▸ What this task involves:
Examine the material below. Gather every line in which the string "React" appears.

* START Material *

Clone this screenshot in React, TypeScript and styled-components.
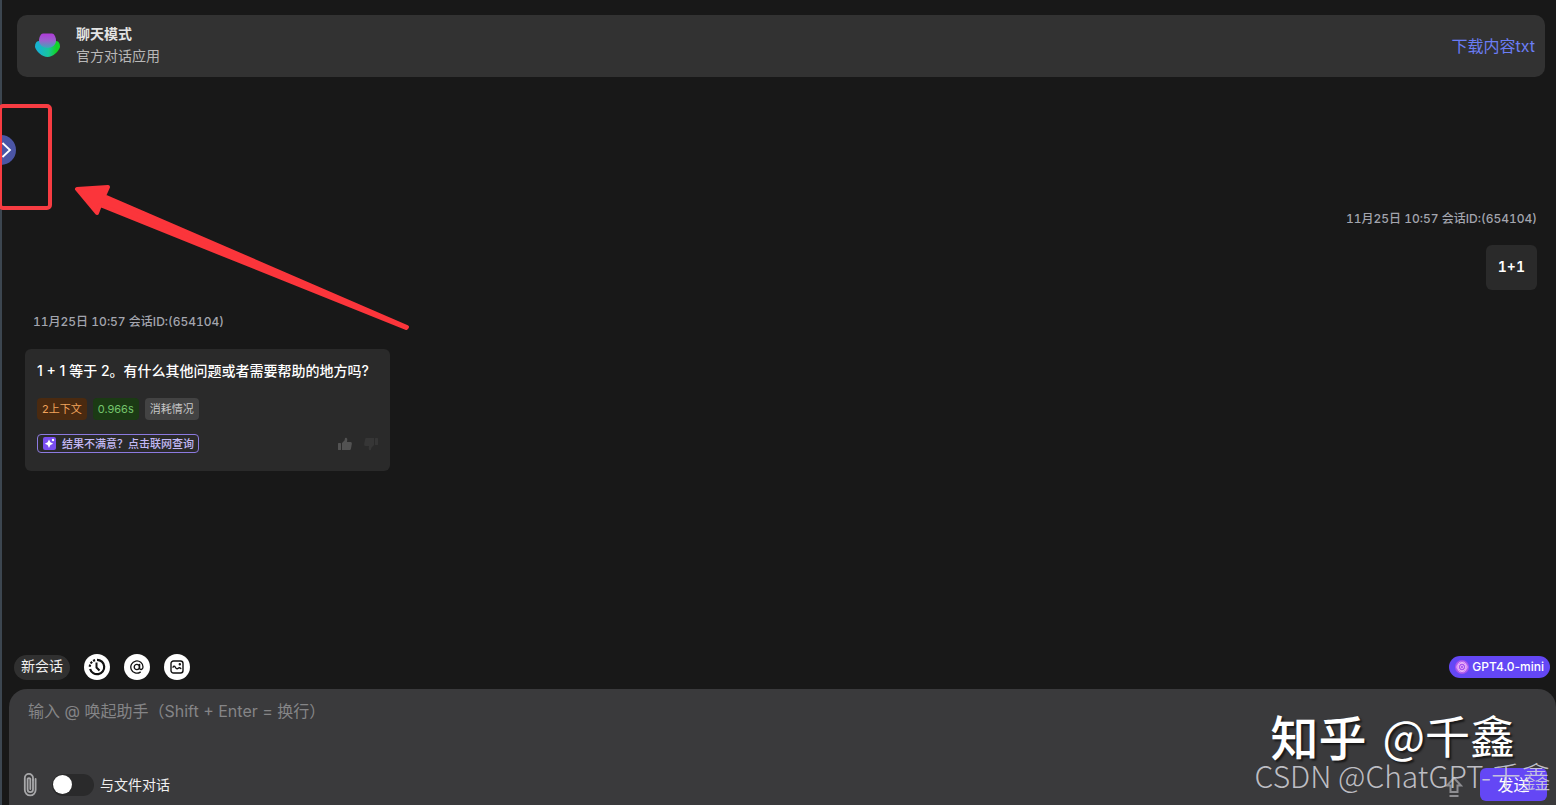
import React from "react";
import styled, { createGlobalStyle } from "styled-components";

const GlobalStyle = createGlobalStyle`
  * { box-sizing: border-box; }
  html, body { margin: 0; background: #181818; }
  body { font-family: Inter, "Noto Sans CJK SC", sans-serif; color: #fff; overflow: hidden; }
  button, input, textarea { font: inherit; color: inherit; }
  button { border: 0; cursor: pointer; }
  p, h1 { margin: 0; }
`;

const Page = styled.div`
  position: relative;
  display: flex;
  flex-direction: column;
  height: 100vh;
  overflow: hidden;
  padding-left: 2px;
  box-shadow: inset 2px 0 0 #3c4650;
  background: #181818;
`;

const Header = styled.header`
  display: flex;
  align-items: center;
  gap: 16px;
  margin: 15px 11px 0 15px;
  padding: 8px 10px 10px 18px;
  height: 62px;
  border-radius: 10px;
  background: #323232;
`;

const Titles = styled.div`
  flex: 1;
  line-height: 22px;
  font-size: 14px;
`;

const Title = styled.h1`
  font-size: 14px;
  line-height: 22px;
  font-weight: 700;
  color: #e4e4e4;
`;

const Subtitle = styled.p`
  color: #b8b8b8;
`;

const DownloadLink = styled.a`
  font-size: 16px;
  color: #6b7df5;
  text-decoration: none;
`;

const Conversation = styled.main`
  flex: 1;
  display: flex;
  flex-direction: column;
  padding: 132px 19px 0 23px;
`;

const Meta = styled.p<{ $mine?: boolean }>`
  align-self: ${(p) => (p.$mine ? "flex-end" : "flex-start")};
  padding-left: ${(p) => (p.$mine ? "0" : "8px")};
  font-size: 12px;
  line-height: 20px;
  font-weight: 500;
  font-variant-numeric: tabular-nums;
  color: #a3a5ae;
`;

const Bubble = styled.div<{ $mine?: boolean }>`
  align-self: ${(p) => (p.$mine ? "flex-end" : "flex-start")};
  width: ${(p) => (p.$mine ? "auto" : "365px")};
  margin: ${(p) => (p.$mine ? "16px 0 22px" : "17px 0 0")};
  padding: ${(p) => (p.$mine ? "11px 12px 12px" : "11px 12px 18px")};
  border-radius: 6px;
  background: #2a2a2a;
  font-size: 14px;
  line-height: 22px;
  font-weight: ${(p) => (p.$mine ? 600 : 500)};
  font-variant-numeric: ${(p) => (p.$mine ? "tabular-nums" : "normal")};
`;

const Tags = styled.div`
  display: flex;
  gap: 6px;
  margin: 16px 0 14px;
`;

const Tag = styled.span<{ $bg: string; $fg: string }>`
  padding: 0 5px;
  border-radius: 4px;
  font-size: 11px;
  line-height: 22px;
  font-weight: 400;
  background: ${(p) => p.$bg};
  color: ${(p) => p.$fg};
`;

const Actions = styled.div`
  display: flex;
  align-items: center;
  gap: 12px;
`;

const SearchButton = styled.button`
  display: flex;
  align-items: center;
  gap: 6px;
  height: 19px;
  margin-right: auto;
  padding: 0 4px 0 5px;
  border: 1px solid #8c7ae0;
  border-radius: 4px;
  background: transparent;
  color: #c3b9f5;
  font-size: 11px;
  line-height: 16px;
`;

const IconButton = styled.button<{ $color: string }>`
  display: flex;
  padding: 0;
  background: transparent;
  color: ${(p) => p.$color};
`;

const Toolbar = styled.div`
  display: flex;
  align-items: center;
  gap: 14px;
  margin: 0 6px 9px 12px;
`;

const NewChat = styled.button`
  height: 25px;
  padding: 0 7px 2px;
  border-radius: 13px;
  background: #303030;
  color: #f0f0f0;
  font-size: 14px;
  line-height: 22px;
`;

const RoundButton = styled.button`
  display: flex;
  align-items: center;
  justify-content: center;
  width: 26px;
  height: 26px;
  padding: 0;
  border-radius: 50%;
  background: #fff;
  color: #111;
`;

const ModelButton = styled.button`
  display: flex;
  align-items: center;
  gap: 3px;
  height: 22px;
  margin-left: auto;
  padding: 0 6px;
  border-radius: 11px;
  background: #6447f5;
  font-size: 12px;
  line-height: 20px;
  font-weight: 500;
`;

const Composer = styled.form`
  display: flex;
  flex-direction: column;
  height: 116px;
  margin-left: 7px;
  padding: 10px 9px 4px 13px;
  border-radius: 18px 18px 0 0;
  background: #3a3a3c;
`;

const Prompt = styled.textarea`
  flex: 1;
  padding: 0 6px;
  border: 0;
  outline: 0;
  resize: none;
  background: transparent;
  font-size: 16px;
  line-height: 24px;
  &::placeholder { color: #858587; opacity: 1; }
`;

const ComposerBar = styled.div`
  display: flex;
  align-items: center;
  height: 33px;
`;

const SwitchLabel = styled.label`
  display: flex;
  align-items: center;
  gap: 6px;
  margin: 0 auto 0 14px;
  font-size: 14px;
  line-height: 22px;
  color: #f0f0f0;
`;

const Switch = styled.input`
  appearance: none;
  display: flex;
  align-items: center;
  width: 42px;
  height: 22px;
  margin: 0;
  padding: 0 1px;
  border-radius: 11px;
  background: #2a2a2b;
  &::before {
    content: "";
    width: 19px;
    height: 19px;
    border-radius: 50%;
    background: #fff;
  }
  &:checked { justify-content: flex-end; }
`;

const ShiftHint = styled.svg`
  align-self: flex-end;
`;

const SendButton = styled.button`
  height: 33px;
  width: 67px;
  margin-left: 17px;
  padding: 0 0 2px;
  border-radius: 6px;
  background: #6447f5;
  font-size: 16px;
`;

const DrawerHandle = styled.button`
  position: absolute;
  top: 135px;
  left: -14px;
  display: flex;
  align-items: center;
  justify-content: flex-end;
  width: 30px;
  height: 30px;
  padding: 0 4px 0 0;
  border-radius: 50%;
  background: #4b55a5;
`;

const Highlight = styled.div`
  position: absolute;
  top: 104px;
  left: -2px;
  width: 54px;
  height: 106px;
  border: 4px solid #f73c42;
  border-radius: 5px;
`;

const Pointer = styled.svg`
  position: absolute;
  top: 180px;
  left: 69px;
`;

const Watermarks = styled.div`
  position: absolute;
  right: 5px;
  bottom: 15px;
  display: flex;
  flex-direction: column;
  align-items: flex-end;
  font-family: "Noto Sans CJK SC", sans-serif;
  white-space: nowrap;
  pointer-events: none;
`;

const Author = styled.p`
  display: flex;
  align-items: center;
  gap: 16px;
  padding-right: 36px;
  font-size: 45px;
  line-height: 50px;
  text-shadow: 2px 2px 2px rgba(0, 0, 0, 0.6);
`;

const Brand = styled.span`
  font-size: 48px;
  font-weight: 500;
`;

const Site = styled.p`
  font-size: 30px;
  line-height: 30px;
  font-weight: 300;
  color: rgba(214, 214, 220, 0.85);
`;

const Logo = () => (
  <svg width="25" height="25" viewBox="0 0 25 25" aria-hidden="true">
    <defs>
      <linearGradient id="base" x1="0" x2="1">
        <stop offset="0.15" stopColor="#17b3cf" />
        <stop offset="0.55" stopColor="#18c79a" />
        <stop offset="0.85" stopColor="#12d326" />
      </linearGradient>
      <linearGradient id="cap" x1="0" x2="0" y1="0" y2="1">
        <stop offset="0" stopColor="#b03ada" />
        <stop offset="0.5" stopColor="#9a62cc" />
        <stop offset="1" stopColor="#3fa5b8" />
      </linearGradient>
    </defs>
    <path d="M4 8 C1 8 0 11 0 14 C1 18 7 24 12.500 24 C18 24 24 18 25 14 C25 11 24 8 21 8Z" fill="url(#base)" />
    <path d="M8 0.500 H17 C19 0.500 21 4 21 7.500 C21 12 17 15 12.500 15 C8 15 4 12 4 7.500 C4 4 6 0.500 8 0.500Z" fill="url(#cap)" />
  </svg>
);

const Sparkle = () => (
  <svg width="13" height="13" viewBox="0 0 13 13" aria-hidden="true">
    <rect width="13" height="13" rx="2" fill="#7a4ef0" />
    <path d="M6 2.500 L7.400 5.300 L10.200 6.700 L7.400 8.100 L6 11 L4.600 8.100 L1.800 6.700 L4.600 5.300Z" fill="#fff" />
    <circle cx="10" cy="3" r="1.200" fill="#fff" />
  </svg>
);

const Thumb = ({ down = false }: { down?: boolean }) => (
  <svg width="14" height="14" viewBox="0 0 14 14" fill="currentColor" aria-hidden="true">
    <g transform={down ? "rotate(180 7 7)" : undefined}>
      <rect y="6" width="3" height="7" rx="0.500" />
      <path d="M4 6 L6.500 3.500 L7 1.200 C7.200 0.300 9.300 0.500 9.300 2.500 L9 5 H12.500 C13.800 5 14 6 13.800 7 L13 11.500 C12.800 12.600 12.200 13 11.300 13 H4Z" />
    </g>
  </svg>
);

const HistoryIcon = () => (
  <svg width="18" height="18" viewBox="0 0 18 18" fill="none" stroke="currentColor" strokeWidth="2.200" aria-hidden="true">
    <path d="M9 1.800 A7.200 7.200 0 1 1 2.100 11" />
    <path d="M1.800 8.800 A7.200 7.200 0 0 1 7.400 2" strokeDasharray="2.200 1.200" />
    <path d="M8.500 4.500 V9.500 L11.500 12.500" strokeWidth="2" />
  </svg>
);

const AtIcon = () => (
  <svg width="14" height="14" viewBox="0 0 14 14" fill="none" stroke="currentColor" strokeWidth="1.300" strokeLinecap="round" aria-hidden="true">
    <circle cx="6.800" cy="7" r="2.600" />
    <path d="M9.600 4.300 V8 C9.600 10.300 13 10 13 7 A6.100 6.100 0 1 0 10.300 12.100" />
  </svg>
);

const ImageIcon = () => (
  <svg width="14" height="14" viewBox="0 0 14 14" fill="none" stroke="currentColor" strokeWidth="1.400" strokeLinecap="round" aria-hidden="true">
    <rect x="1" y="1" width="12" height="12" rx="2.500" />
    <path d="M3 7.200 C3.600 5.800 4.600 5.800 5.300 7.200 S7.200 9.300 8.200 8.300 S10 7.600 10.800 8.400" />
    <circle cx="9.800" cy="4.300" r="0.500" fill="currentColor" />
  </svg>
);

const ModelIcon = () => (
  <svg width="14" height="14" viewBox="0 0 14 14" fill="none" aria-hidden="true">
    <circle cx="7" cy="7" r="7" fill="#a855f0" />
    <g stroke="#f0b8f8" strokeWidth="0.800">
      <circle cx="7" cy="7" r="1.600" />
      <ellipse cx="7" cy="7" rx="5.200" ry="3.600" />
      <ellipse cx="7" cy="7" rx="5.200" ry="3.600" transform="rotate(60 7 7)" />
      <ellipse cx="7" cy="7" rx="5.200" ry="3.600" transform="rotate(120 7 7)" />
    </g>
  </svg>
);

const ClipIcon = () => (
  <svg width="16" height="24" viewBox="0 0 16 24" fill="none" stroke="#a8a8aa" strokeWidth="1.800" strokeLinecap="round" aria-hidden="true">
    <path d="M11 7 V16.500 A2.700 2.700 0 0 1 5.600 16.500 V6 A1.500 1.500 0 0 1 8.300 6 V16" />
    <path d="M11 7 V5 A4 4 0 0 0 2.800 5 V17 A5.400 5.400 0 0 0 13.600 17 V6" />
  </svg>
);

const ShiftIcon = () => (
  <ShiftHint width="18" height="25" viewBox="0 0 18 25" fill="none" stroke="#8e8e92" strokeWidth="2" aria-hidden="true">
    <path d="M9 2 L16 9.500 H12.500 V16 H5.500 V9.500 H2Z" />
    <path d="M4.500 20 H13.500" />
  </ShiftHint>
);

export default function App() {
  return (
    <>
      <GlobalStyle />
      <Page>
        <Header>
          <Logo />
          <Titles>
            <Title>聊天模式</Title>
            <Subtitle>官方对话应用</Subtitle>
          </Titles>
          <DownloadLink href="#download">下载内容txt</DownloadLink>
        </Header>

        <Conversation>
          <Meta $mine>11月25日 10:57 会话ID:(654104)</Meta>
          <Bubble $mine>1+1</Bubble>
          <Meta>11月25日 10:57 会话ID:(654104)</Meta>
          <Bubble>
            <p>1 + 1 等于 2。有什么其他问题或者需要帮助的地方吗?</p>
            <Tags>
              <Tag $bg="#4a2a10" $fg="#f0a35c">2上下文</Tag>
              <Tag $bg="#1b3a14" $fg="#74c46c">0.966s</Tag>
              <Tag $bg="#434343" $fg="#c8c8c8">消耗情况</Tag>
            </Tags>
            <Actions>
              <SearchButton type="button">
                <Sparkle />
                结果不满意？点击联网查询
              </SearchButton>
              <IconButton type="button" $color="#525252" aria-label="赞">
                <Thumb />
              </IconButton>
              <IconButton type="button" $color="#363636" aria-label="踩">
                <Thumb down />
              </IconButton>
            </Actions>
          </Bubble>
        </Conversation>

        <Toolbar>
          <NewChat type="button">新会话</NewChat>
          <RoundButton type="button" aria-label="历史"><HistoryIcon /></RoundButton>
          <RoundButton type="button" aria-label="助手"><AtIcon /></RoundButton>
          <RoundButton type="button" aria-label="图片"><ImageIcon /></RoundButton>
          <ModelButton type="button">
            <ModelIcon />
            GPT4.0-mini
          </ModelButton>
        </Toolbar>

        <Composer onSubmit={(e) => e.preventDefault()}>
          <Prompt aria-label="输入" placeholder="输入 @ 唤起助手（Shift + Enter = 换行）" />
          <ComposerBar>
            <IconButton type="button" $color="#a8a8aa" aria-label="附件"><ClipIcon /></IconButton>
            <SwitchLabel>
              <Switch type="checkbox" role="switch" />
              与文件对话
            </SwitchLabel>
            <ShiftIcon />
            <SendButton type="submit">发送</SendButton>
          </ComposerBar>
        </Composer>

        <DrawerHandle type="button" aria-label="展开">
          <svg width="11" height="16" viewBox="0 0 11 16" fill="none" stroke="#fff" strokeWidth="1.800" aria-hidden="true">
            <path d="M1.500 1 L9 8 L1.500 15" />
          </svg>
        </DrawerHandle>
        <Highlight />
        <Pointer width="344" height="152" viewBox="0 0 344 152" aria-hidden="true">
          <path
            d="M8 9 L39 7 L35 16 L338 147 L337 148 L31 25 L28 33Z"
            fill="#fb353b"
            stroke="#fb353b"
            strokeWidth="4"
            strokeLinejoin="round"
          />
        </Pointer>
        <Watermarks>
          <Author>
            <Brand>知乎</Brand>
            <span>@千鑫</span>
          </Author>
          <Site>CSDN @ChatGPT-千鑫</Site>
        </Watermarks>
      </Page>
    </>
  );
}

* END Material *

▸ Full output:
Clone this screenshot in React, TypeScript and styled-components.
import React from "react";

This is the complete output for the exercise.